• [Work to be completed] Find the line with "Give me the" and the line with "import React from", then repeat both of them and every line in between exactly. Omit the pictures.

• [Material shown]
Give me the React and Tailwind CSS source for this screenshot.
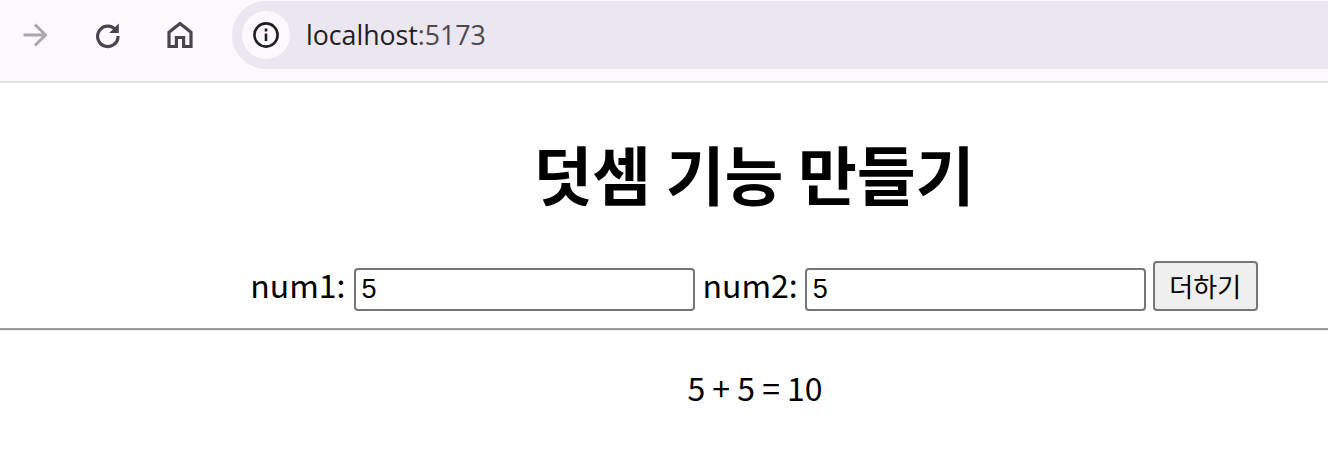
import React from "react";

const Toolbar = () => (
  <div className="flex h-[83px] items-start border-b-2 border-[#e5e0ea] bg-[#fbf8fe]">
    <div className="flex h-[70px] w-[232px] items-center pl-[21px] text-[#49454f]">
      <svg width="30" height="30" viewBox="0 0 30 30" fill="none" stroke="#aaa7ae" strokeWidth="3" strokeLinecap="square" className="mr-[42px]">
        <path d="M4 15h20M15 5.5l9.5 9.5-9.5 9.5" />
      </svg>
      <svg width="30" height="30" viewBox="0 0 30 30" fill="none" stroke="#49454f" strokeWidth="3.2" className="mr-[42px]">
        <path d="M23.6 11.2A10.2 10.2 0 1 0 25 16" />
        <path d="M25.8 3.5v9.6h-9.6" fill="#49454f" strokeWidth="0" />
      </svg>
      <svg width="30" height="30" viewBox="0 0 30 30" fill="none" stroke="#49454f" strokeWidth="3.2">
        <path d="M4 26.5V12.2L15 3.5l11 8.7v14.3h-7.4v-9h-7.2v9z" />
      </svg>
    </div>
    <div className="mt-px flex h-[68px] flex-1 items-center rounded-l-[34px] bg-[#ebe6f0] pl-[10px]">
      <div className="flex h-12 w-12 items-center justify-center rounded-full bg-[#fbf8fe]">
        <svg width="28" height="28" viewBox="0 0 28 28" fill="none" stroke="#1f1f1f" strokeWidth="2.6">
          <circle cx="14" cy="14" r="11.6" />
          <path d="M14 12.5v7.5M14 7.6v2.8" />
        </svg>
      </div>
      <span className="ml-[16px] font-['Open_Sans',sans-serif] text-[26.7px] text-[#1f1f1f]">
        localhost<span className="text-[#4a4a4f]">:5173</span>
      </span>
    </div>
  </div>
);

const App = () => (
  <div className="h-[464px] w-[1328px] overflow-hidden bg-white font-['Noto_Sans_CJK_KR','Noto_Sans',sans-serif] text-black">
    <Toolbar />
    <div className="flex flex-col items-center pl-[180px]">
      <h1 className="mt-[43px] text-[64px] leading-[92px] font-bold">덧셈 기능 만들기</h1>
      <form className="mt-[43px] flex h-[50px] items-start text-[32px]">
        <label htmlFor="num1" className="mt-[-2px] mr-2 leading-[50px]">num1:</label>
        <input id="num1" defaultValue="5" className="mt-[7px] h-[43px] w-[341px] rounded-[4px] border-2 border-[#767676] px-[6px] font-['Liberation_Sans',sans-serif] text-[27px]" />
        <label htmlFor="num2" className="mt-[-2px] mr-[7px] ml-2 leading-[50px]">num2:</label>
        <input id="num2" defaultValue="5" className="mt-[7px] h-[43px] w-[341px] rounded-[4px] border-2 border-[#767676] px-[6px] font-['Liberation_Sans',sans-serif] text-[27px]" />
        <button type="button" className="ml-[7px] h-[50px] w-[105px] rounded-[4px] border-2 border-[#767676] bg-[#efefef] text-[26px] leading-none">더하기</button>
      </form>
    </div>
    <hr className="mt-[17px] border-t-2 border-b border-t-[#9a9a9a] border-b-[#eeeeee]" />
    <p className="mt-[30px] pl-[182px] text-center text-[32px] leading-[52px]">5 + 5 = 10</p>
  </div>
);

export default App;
--
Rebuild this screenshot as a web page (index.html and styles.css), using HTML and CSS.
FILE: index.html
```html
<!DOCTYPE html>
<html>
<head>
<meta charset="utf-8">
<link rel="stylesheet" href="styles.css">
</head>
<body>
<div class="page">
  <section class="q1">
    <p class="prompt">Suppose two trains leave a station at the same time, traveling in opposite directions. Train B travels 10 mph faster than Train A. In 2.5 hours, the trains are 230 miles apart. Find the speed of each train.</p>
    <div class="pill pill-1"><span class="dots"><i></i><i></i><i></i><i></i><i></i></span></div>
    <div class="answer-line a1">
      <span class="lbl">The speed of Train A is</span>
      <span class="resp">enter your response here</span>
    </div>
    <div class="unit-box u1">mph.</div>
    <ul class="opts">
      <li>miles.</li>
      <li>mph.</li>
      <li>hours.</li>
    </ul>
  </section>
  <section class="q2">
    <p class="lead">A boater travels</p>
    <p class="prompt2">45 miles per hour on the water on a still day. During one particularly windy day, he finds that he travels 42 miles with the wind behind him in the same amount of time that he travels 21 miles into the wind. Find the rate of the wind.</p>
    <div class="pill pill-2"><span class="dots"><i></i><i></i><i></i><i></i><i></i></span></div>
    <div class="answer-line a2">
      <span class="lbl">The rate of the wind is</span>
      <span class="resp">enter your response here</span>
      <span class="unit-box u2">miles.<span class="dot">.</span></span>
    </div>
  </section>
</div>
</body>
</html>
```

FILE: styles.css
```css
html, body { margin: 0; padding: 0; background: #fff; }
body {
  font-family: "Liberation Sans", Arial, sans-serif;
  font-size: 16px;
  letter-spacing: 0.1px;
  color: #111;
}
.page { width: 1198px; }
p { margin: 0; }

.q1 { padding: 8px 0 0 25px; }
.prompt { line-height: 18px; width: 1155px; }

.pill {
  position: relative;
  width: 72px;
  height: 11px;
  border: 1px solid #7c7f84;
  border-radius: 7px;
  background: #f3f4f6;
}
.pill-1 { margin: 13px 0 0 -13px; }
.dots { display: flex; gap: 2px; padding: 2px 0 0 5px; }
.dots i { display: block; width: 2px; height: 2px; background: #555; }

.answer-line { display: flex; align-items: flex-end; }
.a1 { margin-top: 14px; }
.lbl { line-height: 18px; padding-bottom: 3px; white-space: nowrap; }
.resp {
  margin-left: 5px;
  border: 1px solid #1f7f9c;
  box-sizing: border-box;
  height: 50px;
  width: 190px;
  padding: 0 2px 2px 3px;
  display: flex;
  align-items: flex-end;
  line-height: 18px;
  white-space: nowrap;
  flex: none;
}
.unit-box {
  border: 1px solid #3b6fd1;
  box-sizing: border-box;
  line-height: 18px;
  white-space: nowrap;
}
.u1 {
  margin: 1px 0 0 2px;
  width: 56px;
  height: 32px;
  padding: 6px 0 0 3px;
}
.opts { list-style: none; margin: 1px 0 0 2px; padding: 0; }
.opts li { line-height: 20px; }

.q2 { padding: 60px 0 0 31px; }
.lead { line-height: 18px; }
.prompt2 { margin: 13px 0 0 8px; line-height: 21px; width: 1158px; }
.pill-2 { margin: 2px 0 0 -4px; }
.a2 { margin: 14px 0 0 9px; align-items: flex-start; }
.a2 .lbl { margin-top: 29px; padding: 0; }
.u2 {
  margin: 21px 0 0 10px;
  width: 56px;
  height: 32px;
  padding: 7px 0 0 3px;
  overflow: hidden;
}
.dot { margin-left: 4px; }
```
---
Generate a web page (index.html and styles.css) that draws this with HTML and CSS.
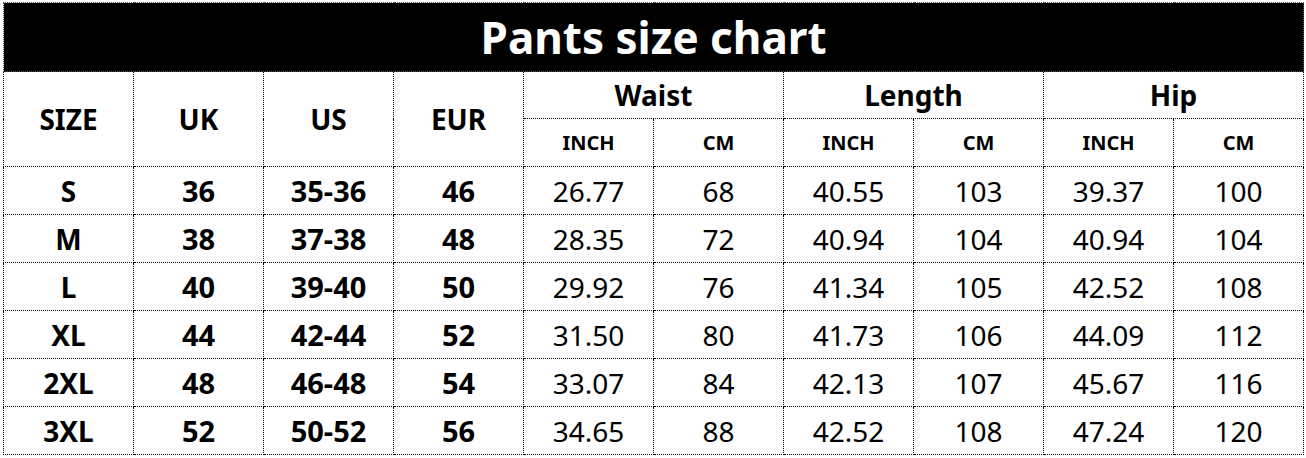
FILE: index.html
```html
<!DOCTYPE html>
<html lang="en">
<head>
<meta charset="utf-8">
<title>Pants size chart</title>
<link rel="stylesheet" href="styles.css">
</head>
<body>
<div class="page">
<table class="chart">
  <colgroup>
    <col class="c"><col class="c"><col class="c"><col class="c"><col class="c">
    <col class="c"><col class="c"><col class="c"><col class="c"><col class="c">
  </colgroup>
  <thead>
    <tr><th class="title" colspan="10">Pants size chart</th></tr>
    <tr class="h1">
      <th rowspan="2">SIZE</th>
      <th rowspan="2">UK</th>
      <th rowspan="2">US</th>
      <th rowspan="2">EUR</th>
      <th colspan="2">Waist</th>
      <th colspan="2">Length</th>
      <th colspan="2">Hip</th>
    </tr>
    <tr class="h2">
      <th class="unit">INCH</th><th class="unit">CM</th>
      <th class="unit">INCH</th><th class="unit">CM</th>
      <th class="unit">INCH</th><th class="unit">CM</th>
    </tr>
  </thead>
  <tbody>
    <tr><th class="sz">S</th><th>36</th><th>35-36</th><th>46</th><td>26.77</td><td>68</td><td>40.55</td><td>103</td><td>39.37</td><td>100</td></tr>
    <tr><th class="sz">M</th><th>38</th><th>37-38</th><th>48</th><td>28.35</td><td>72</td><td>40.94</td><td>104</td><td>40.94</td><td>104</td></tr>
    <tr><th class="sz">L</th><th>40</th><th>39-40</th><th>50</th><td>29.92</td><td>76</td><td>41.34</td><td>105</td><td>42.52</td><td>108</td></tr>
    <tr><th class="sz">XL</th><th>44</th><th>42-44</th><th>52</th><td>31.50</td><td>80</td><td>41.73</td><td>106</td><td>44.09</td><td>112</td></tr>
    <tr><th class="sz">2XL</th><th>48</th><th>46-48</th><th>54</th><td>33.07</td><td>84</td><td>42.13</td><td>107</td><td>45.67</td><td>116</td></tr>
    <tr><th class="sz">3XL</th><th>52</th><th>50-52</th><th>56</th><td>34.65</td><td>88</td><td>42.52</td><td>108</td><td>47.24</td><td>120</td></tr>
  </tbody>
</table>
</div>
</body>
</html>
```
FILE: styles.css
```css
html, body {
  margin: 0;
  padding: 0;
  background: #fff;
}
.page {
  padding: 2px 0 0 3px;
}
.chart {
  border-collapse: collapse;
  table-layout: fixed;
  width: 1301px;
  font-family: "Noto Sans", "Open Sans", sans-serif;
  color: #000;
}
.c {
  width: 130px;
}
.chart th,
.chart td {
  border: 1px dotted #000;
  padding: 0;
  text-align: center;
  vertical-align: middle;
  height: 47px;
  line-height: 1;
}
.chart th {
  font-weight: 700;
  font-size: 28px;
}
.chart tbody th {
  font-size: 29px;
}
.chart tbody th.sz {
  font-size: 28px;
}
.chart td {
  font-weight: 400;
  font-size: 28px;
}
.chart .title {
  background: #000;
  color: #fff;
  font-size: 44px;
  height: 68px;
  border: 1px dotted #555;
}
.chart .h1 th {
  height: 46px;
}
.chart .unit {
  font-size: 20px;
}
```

• [Expected output]
Give me the React and Tailwind CSS source for this screenshot.
import React from "react";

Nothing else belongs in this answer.